===== Working data =====

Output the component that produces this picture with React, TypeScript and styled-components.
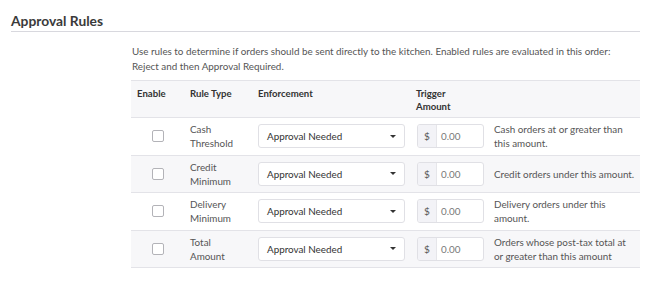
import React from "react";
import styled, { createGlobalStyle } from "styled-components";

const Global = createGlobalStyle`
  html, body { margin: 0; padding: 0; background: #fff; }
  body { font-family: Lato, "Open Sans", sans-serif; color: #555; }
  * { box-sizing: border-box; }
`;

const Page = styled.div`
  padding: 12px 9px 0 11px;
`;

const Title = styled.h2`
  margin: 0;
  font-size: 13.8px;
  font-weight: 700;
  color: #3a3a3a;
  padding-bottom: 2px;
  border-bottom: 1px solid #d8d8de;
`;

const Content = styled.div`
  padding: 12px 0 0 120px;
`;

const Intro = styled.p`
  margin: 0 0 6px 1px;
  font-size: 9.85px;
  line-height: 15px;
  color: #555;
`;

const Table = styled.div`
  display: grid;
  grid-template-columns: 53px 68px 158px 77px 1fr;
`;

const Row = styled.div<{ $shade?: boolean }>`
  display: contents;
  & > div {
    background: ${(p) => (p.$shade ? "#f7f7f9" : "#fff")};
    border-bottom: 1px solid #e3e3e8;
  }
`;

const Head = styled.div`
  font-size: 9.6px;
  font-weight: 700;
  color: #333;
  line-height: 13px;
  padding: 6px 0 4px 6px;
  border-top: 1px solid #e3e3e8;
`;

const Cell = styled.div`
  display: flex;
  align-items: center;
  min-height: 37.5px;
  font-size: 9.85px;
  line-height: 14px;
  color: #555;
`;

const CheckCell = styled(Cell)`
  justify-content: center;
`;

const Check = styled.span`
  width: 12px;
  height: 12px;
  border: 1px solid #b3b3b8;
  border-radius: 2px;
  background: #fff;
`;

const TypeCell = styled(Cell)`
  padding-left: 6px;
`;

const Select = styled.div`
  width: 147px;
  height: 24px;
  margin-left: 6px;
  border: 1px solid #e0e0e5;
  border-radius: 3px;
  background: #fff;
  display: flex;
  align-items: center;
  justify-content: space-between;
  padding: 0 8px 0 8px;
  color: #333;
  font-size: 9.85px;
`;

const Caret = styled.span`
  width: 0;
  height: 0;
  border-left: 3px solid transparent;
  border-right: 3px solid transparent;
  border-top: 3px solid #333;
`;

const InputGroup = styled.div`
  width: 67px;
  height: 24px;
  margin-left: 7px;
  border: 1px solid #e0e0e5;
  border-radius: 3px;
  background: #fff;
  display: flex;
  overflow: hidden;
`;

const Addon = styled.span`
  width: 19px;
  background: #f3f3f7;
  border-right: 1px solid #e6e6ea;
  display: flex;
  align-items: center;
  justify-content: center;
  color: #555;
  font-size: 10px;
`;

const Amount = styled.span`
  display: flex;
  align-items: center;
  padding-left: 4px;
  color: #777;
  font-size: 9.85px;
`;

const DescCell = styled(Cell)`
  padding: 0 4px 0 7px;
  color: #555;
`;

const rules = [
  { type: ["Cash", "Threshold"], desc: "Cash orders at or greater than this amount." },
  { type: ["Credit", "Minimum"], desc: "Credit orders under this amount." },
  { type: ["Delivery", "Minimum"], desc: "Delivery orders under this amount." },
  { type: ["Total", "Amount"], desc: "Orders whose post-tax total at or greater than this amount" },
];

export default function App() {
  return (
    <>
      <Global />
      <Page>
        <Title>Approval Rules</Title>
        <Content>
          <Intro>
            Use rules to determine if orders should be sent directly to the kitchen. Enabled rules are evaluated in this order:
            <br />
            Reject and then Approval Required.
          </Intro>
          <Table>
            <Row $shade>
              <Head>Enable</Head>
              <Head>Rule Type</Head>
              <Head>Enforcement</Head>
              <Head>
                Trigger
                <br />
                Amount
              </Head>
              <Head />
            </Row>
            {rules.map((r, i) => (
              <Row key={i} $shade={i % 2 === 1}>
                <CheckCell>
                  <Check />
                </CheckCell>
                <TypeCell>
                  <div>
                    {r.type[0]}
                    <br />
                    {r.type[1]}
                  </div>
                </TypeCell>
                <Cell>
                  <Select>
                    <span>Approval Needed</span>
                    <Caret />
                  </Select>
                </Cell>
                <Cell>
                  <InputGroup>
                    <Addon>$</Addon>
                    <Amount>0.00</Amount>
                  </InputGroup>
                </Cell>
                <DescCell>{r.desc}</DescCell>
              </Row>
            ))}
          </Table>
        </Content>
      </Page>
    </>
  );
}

=====
===== Working data =====

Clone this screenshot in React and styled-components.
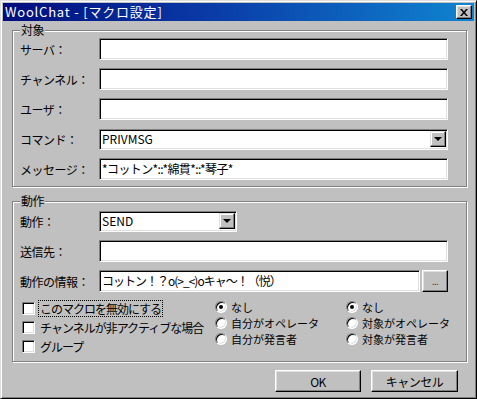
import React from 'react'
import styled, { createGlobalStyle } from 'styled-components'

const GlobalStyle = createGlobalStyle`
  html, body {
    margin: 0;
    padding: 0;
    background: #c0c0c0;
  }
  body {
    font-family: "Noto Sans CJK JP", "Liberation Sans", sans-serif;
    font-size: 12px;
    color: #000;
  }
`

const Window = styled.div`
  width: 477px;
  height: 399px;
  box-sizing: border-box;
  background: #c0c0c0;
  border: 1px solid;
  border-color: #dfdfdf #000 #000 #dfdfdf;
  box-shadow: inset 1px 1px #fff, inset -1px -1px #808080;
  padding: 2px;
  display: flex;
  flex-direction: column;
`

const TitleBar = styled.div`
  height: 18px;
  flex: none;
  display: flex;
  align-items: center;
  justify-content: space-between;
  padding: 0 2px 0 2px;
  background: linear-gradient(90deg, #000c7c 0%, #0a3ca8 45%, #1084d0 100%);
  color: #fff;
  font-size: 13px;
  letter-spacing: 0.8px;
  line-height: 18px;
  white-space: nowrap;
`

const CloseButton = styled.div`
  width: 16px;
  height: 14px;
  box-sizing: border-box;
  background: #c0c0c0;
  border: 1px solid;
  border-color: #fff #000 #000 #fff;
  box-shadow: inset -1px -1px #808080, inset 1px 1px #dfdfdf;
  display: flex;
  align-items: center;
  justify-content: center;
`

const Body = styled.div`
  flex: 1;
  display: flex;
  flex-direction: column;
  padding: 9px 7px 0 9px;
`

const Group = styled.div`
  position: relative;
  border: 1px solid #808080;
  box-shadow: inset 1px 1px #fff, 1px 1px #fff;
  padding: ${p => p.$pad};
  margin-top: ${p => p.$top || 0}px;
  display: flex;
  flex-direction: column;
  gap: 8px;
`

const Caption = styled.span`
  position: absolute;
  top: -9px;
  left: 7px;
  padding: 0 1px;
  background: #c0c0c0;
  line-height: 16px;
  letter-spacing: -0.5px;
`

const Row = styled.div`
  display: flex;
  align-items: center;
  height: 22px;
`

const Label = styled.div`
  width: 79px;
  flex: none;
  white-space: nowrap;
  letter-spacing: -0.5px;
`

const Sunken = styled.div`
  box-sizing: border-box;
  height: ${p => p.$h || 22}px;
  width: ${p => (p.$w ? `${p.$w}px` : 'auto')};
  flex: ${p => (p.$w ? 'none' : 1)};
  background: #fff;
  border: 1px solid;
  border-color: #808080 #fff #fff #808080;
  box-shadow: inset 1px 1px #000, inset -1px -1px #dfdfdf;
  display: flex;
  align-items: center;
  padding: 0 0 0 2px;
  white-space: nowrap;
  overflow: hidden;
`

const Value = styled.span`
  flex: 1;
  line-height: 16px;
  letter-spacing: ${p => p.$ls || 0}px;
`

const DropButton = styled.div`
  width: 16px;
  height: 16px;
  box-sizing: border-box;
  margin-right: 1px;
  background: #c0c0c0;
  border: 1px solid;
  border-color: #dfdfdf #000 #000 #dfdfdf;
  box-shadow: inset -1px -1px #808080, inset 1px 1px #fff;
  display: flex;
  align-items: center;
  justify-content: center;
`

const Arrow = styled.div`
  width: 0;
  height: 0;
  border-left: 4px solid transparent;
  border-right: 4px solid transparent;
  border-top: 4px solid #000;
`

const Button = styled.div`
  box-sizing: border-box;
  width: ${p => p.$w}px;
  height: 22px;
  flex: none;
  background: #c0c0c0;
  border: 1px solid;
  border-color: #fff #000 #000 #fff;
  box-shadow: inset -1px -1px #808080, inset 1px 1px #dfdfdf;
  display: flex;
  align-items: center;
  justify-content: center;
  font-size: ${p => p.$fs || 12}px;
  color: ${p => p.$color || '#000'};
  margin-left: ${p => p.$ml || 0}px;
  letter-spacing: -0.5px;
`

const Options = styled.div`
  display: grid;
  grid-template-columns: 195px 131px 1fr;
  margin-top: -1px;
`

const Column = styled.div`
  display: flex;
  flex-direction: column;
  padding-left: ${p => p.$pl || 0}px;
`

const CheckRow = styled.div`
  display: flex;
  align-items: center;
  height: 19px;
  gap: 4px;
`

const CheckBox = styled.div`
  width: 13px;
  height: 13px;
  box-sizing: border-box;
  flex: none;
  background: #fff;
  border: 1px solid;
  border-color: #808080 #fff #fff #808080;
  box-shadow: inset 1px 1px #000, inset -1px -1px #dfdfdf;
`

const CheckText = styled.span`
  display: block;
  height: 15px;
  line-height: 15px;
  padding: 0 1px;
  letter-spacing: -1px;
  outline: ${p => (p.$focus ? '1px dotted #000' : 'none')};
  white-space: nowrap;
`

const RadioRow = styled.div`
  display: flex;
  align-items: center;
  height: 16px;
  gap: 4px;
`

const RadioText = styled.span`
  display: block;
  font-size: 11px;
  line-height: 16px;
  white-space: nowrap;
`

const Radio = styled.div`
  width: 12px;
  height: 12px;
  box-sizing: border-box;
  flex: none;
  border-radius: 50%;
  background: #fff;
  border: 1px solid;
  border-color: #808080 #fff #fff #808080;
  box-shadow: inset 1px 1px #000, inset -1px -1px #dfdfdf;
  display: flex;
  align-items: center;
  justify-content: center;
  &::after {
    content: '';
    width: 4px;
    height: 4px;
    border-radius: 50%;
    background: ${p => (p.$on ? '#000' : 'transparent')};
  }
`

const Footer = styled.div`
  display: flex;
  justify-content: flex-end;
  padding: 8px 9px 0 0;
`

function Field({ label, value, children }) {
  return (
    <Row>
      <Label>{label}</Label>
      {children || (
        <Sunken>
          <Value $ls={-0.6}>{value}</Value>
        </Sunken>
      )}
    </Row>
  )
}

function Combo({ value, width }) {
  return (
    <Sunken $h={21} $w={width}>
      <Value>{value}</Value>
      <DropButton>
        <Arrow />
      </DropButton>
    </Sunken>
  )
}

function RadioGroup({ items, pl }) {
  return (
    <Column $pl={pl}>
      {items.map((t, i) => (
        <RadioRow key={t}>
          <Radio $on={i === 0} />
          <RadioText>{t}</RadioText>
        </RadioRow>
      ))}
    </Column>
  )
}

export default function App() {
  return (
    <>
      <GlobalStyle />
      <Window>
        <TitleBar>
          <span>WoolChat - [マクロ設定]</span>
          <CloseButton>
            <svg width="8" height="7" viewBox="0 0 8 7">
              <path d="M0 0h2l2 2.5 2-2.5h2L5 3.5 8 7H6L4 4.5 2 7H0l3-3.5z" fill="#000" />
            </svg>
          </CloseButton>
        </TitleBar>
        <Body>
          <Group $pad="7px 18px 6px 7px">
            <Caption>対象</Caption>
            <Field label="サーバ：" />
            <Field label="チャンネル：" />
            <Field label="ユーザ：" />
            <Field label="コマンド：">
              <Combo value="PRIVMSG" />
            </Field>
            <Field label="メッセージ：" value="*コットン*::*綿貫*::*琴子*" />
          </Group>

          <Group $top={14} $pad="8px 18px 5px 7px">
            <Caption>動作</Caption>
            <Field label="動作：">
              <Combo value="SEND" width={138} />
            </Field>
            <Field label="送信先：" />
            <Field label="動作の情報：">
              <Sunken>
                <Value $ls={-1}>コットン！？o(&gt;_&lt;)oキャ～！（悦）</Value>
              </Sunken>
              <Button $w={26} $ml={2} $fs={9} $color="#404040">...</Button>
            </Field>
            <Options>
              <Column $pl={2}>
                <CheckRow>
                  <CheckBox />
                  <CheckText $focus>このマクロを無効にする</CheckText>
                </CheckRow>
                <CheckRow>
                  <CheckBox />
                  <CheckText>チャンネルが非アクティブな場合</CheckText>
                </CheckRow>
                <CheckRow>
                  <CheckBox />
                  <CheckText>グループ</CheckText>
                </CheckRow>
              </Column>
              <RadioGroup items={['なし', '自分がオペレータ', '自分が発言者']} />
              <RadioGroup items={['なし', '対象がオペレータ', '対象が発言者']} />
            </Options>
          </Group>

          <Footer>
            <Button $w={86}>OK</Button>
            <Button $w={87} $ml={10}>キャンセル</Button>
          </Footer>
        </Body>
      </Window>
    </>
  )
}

=====

What the exercise asks. Where does the word "React" appear in the listing? List each line that holds it.

Written solution.
Output the component that produces this picture with React, TypeScript and styled-components.
import React from "react";
Clone this screenshot in React and styled-components.
import React from 'react'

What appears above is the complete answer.